À porta está um segurança que tem uma tarefa diferente da habitual: hoje informa os clientes que ali param que o estabelecimento está encerrado, sem data prevista para reabrir.
É um negócio familiar dos portugueses Dina Pequeno e Alberto Beto, onde também trabalham Jessica e o marido, Marco, pasteleiro chefe.
A vítima foi intercetada na segunda-feira de manhã num dos seus percursos diários, entre casa, o trabalho e a habitação da ama do filho, tudo na cidade da Matola, o grande subúrbio ao lado de Maputo.
O Serviço Nacional de Investigação Criminal (Sernic) mantém equipas no terreno, seguindo pistas, mas sem poder adiantar informações, disse hoje fonte oficial à Lusa.
Vagas de raptos têm-se sucedido em Moçambique, inicialmente vistos como "uma prática direcionada para gente bastante rica, com capacidade de pagar altos resgates", mas "com o tempo vai atingindo também segmentos de pessoas normais, que fazem o negócio para viver sem qualquer tipo de riqueza", refere Adriano Nuvunga, diretor do Centro para a Democracia e Desenvolvimento (CDD), organização não-governamental (ONG) moçambicana que tem comentado a prevalência do crime.

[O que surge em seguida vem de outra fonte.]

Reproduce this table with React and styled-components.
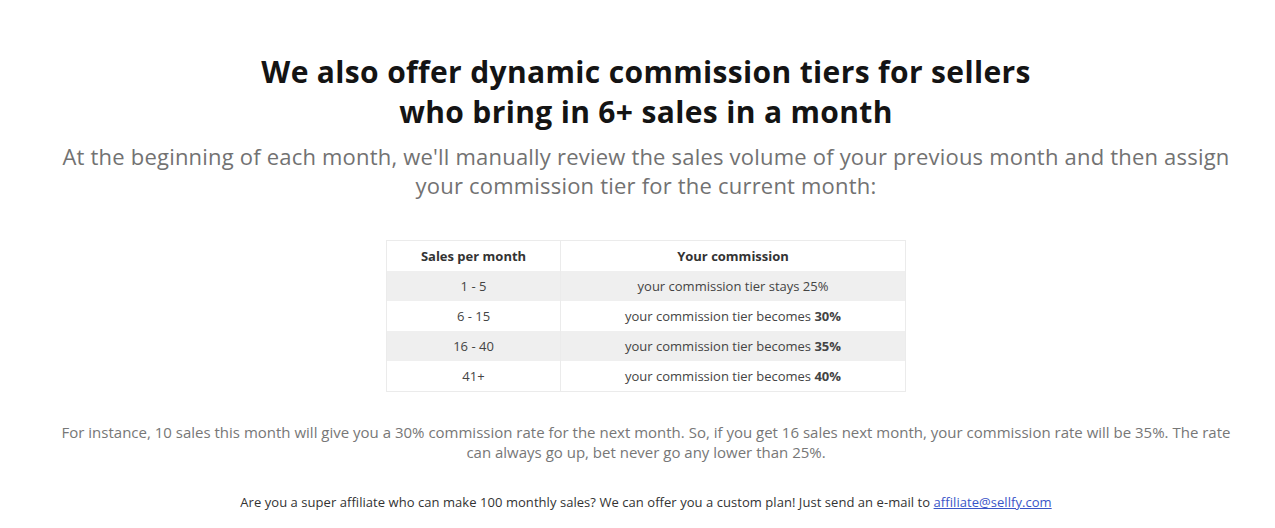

Na opinião deste responsável, o rapto de Jessica Pequeno adensa essa ideia, "de que este negócio [dos raptos] está a ficar descentralizado, no sentido de que há vários núcleos" que o vão praticando, com ligações a elementos das autoridades.
Em 2013, o então procurador-geral da República de Moçambique, juiz Augusto Paulino, defendeu uma limpeza na polícia e magistratura para acabar com os raptos, após a condenação de agentes da polícia.

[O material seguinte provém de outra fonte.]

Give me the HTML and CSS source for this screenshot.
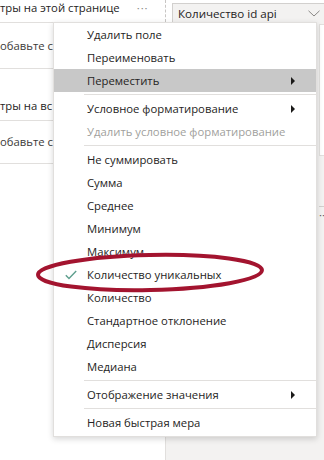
FILE: index.html
```html
<!DOCTYPE html>
<html lang="ru">
<head>
<meta charset="utf-8">
<title>Меню поля</title>
<link rel="stylesheet" href="styles.css">
</head>
<body>
<div class="screen">
  <div class="left">
    <div class="row row-head"><span>тры на этой странице</span><span class="more">···</span></div>
    <div class="row row-well">обавьте сн</div>
    <div class="row row-head2">тры на вс</div>
    <div class="row row-well2">обавьте сн</div>
  </div>
  <div class="right">
    <div class="topbar">
      <div class="dd">
        <span class="dd-text">Количество id api</span>
        <svg class="chev" width="12" height="7" viewBox="0 0 12 7"><polyline points="0.5,0.8 6,6 11.5,0.8" fill="none" stroke="#8a8886" stroke-width="1"/></svg>
        <svg class="dd-x" width="8" height="8" viewBox="0 0 8 8"><path d="M0.5 0.5 L7.5 7.5 M7.5 0.5 L0.5 7.5" stroke="#8a8886" stroke-width="1"/></svg>
      </div>
    </div>
    <div class="pane">
      <div class="card"></div>
      <div class="pane-rest">
        <div class="pane-line"></div>
        <div class="pane-dots">··</div>
      </div>
    </div>
  </div>

  <div class="menu">
    <div class="item"><span class="ic"></span><span>Удалить поле</span></div>
    <div class="item"><span class="ic"></span><span>Переименовать</span></div>
    <div class="item active"><span class="ic"></span><span>Переместить</span><span class="arr"></span></div>
    <div class="sep"></div>
    <div class="item"><span class="ic"></span><span>Условное форматирование</span><span class="arr"></span></div>
    <div class="item disabled"><span class="ic"></span><span>Удалить условное форматирование</span></div>
    <div class="sep"></div>
    <div class="item"><span class="ic"></span><span>Не суммировать</span></div>
    <div class="item"><span class="ic"></span><span>Сумма</span></div>
    <div class="item"><span class="ic"></span><span>Среднее</span></div>
    <div class="item"><span class="ic"></span><span>Минимум</span></div>
    <div class="item"><span class="ic"></span><span>Максимум</span></div>
    <div class="item"><span class="ic"><svg width="12" height="10" viewBox="0 0 12 10"><polyline points="0.8,5.2 4,8.6 11.2,0.9" fill="none" stroke="#5e9f8e" stroke-width="1.4"/></svg></span><span>Количество уникальных</span></div>
    <div class="item"><span class="ic"></span><span>Количество</span></div>
    <div class="item"><span class="ic"></span><span>Стандартное отклонение</span></div>
    <div class="item"><span class="ic"></span><span>Дисперсия</span></div>
    <div class="item"><span class="ic"></span><span>Медиана</span></div>
    <div class="sep"></div>
    <div class="item"><span class="ic"></span><span>Отображение значения</span><span class="arr"></span></div>
    <div class="sep"></div>
    <div class="item"><span class="ic"></span><span>Новая быстрая мера</span></div>
  </div>

  <svg class="ring" width="324" height="460" viewBox="0 0 324 460">
    <ellipse cx="150" cy="272.5" rx="112" ry="17.5" transform="rotate(-1.2 150 272.5)" fill="none" stroke="#a3142f" stroke-width="4"/>
  </svg>
</div>
</body>
</html>
```
FILE: styles.css
```css
html, body {
  margin: 0;
  padding: 0;
  background: #ffffff;
}
.screen {
  position: relative;
  width: 324px;
  height: 460px;
  overflow: hidden;
  display: flex;
  font-family: "Open Sans", "Noto Sans", sans-serif;
  font-size: 11.3px;
  color: #252423;
}
.left {
  width: 165px;
  flex: none;
  display: flex;
  flex-direction: column;
  background: #ffffff;
}
.row {
  border-bottom: 1px solid #e1dfdd;
  white-space: nowrap;
  overflow: hidden;
  box-sizing: border-box;
}
.row-head {
  height: 23px;
  line-height: 16px;
  display: flex;
}
.more {
  margin-left: 17px;
  color: #8a8886;
  letter-spacing: 1px;
}
.row-well {
  height: 46px;
  line-height: 46px;
  color: #3b3a39;
}
.row-head2 {
  height: 52px;
  padding-top: 29px;
  line-height: 16px;
}
.row-well2 {
  height: 43px;
  line-height: 42px;
  color: #3b3a39;
}
.right {
  flex: 1;
  display: flex;
  flex-direction: column;
  min-width: 0;
}
.topbar {
  height: 22px;
  flex: none;
  border-left: 1px dashed #c8c6c4;
  padding: 3px 0 0 6px;
  box-sizing: border-box;
  background: #ffffff;
}
.dd {
  height: 19px;
  width: 170px;
  background: #f3f2f1;
  border: 1px solid #d2d0ce;
  border-bottom: none;
  box-sizing: border-box;
  display: flex;
  align-items: center;
  padding-left: 5px;
  white-space: nowrap;
}
.dd-text {
  font-size: 11.6px;
  color: #252423;
}
.chev {
  margin-left: 31px;
  flex: none;
}
.dd-x {
  margin-left: 5px;
  flex: none;
}
.pane {
  flex: 1;
  display: flex;
  flex-direction: column;
  background: #f3f2f1;
  border-left: 1px solid #e1dfdd;
}
.card {
  height: 130px;
  margin: 2px 0 0 153px;
  background: #ffffff;
  border-left: 1px solid #e1dfdd;
  border-top: 1px solid #e1dfdd;
  border-bottom: 1px solid #e1dfdd;
}
.pane-rest {
  flex: 1;
  padding-left: 153px;
}
.pane-line {
  height: 1px;
  margin-top: 50px;
  background: #d2d0ce;
}
.pane-dots {
  color: #605e5c;
  line-height: 12px;
  margin-top: 2px;
}
.menu {
  position: absolute;
  left: 53px;
  top: 22px;
  width: 264px;
  box-sizing: border-box;
  background: #ffffff;
  border: 1px solid #e1dfdd;
  box-shadow: 0 2px 6px rgba(0, 0, 0, 0.16);
  padding: 0 0 2px 0;
}
.item {
  height: 23px;
  display: flex;
  align-items: center;
  padding-right: 21px;
  white-space: nowrap;
}
.item .ic {
  width: 33px;
  flex: none;
  display: flex;
  align-items: center;
  padding-left: 11px;
  box-sizing: border-box;
}
.item .arr {
  margin-left: auto;
  width: 0;
  height: 0;
  border-top: 4px solid transparent;
  border-bottom: 4px solid transparent;
  border-left: 4px solid #1b1a19;
}
.item.active {
  background: #c8c8c8;
}
.item.disabled {
  color: #a19f9d;
}
.sep {
  height: 1px;
  margin: 2px 0 2px 30px;
  background: #e1dfdd;
}
.ring {
  position: absolute;
  left: 0;
  top: 0;
  pointer-events: none;
}
```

"Na altura, o PGR pediu apoio às autoridades portuguesas", que se dispuseram a ajudar nas investigações, refere Nuvunga, "mas o juiz Paulino não teve apoio" para concretizar a colaboração.
"Nessa altura ficaram indicações que segmentos da polícia podiam estar envolvidos neste negócio dos raptos e provavelmente por causa disso não se avançou muito", suspeitas "importantes" que ainda hoje prevalecem, garante o diretor do CDD.

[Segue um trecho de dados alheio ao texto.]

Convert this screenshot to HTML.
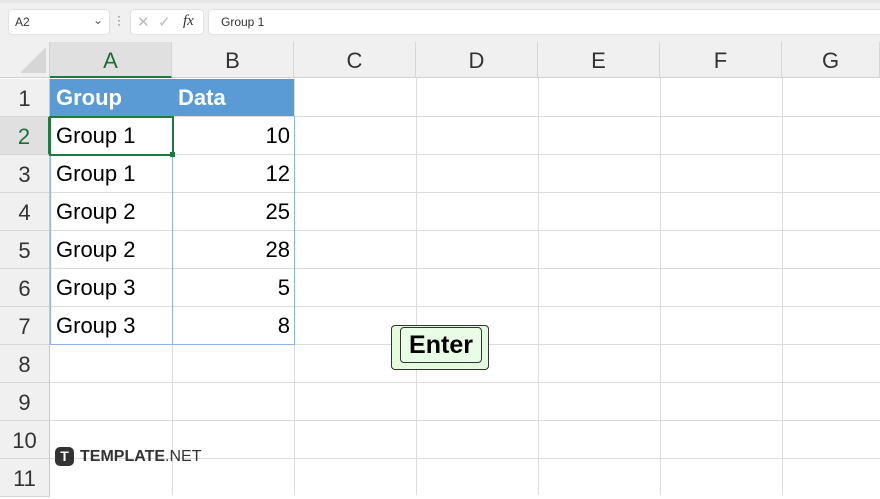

Classifica-os como "negócios pontuais e oportunistas", reflexo de uma "desintegração do poder, com vários núcleos que vivem de negócios ilícitos", entre os quais, os raptos.
Fernando Lima, jornalista e analista moçambicano, frequenta o restaurante "com alguma regularidade" e descreve uma casa com grande popularidade, o que confere maior impacto à notícia do rapto.
"A família era sempre muito simpática, o restaurante gozava de grande popularidade e este rapto chocou muita gente", referiu à Lusa.
O analista considera que "dada a impunidade daquilo a que se chama em Moçambique a 'indústria de raptos', vários desdobramentos de gangues fazem este tipo de novos alvos", ou seja, famílias que não são notoriamente "endinheiradas", mas apenas têm os seus negócios.
A situação pode condicionar a entrada de investidores, alerta.
"As pessoas que querem investir, que querem vir para Moçambique, têm receio, têm medo, exatamente porque o ambiente não é simpático para quem vem aqui dedicar-se a uma atividade comercial ou económica", concluiu.
Desde o início de 2020, as autoridades moçambicanas registaram um total de 10 raptos, cujas vítimas são empresários ou seus familiares.
Em outubro, um grupo de empresários na cidade da Beira, província de Sofala, centro de Moçambique, paralisou, por três dias, as suas atividades em protesto contra a onda de raptos no país.
A Confederação das Associações Económicas de Moçambique (CTA), maior agremiação patronal do país, também já exigiu por diversas ocasiões um combate severo a este tipo de crime e até o Presidente moçambicano, Filipe Nyusi, já pediu mais medidas.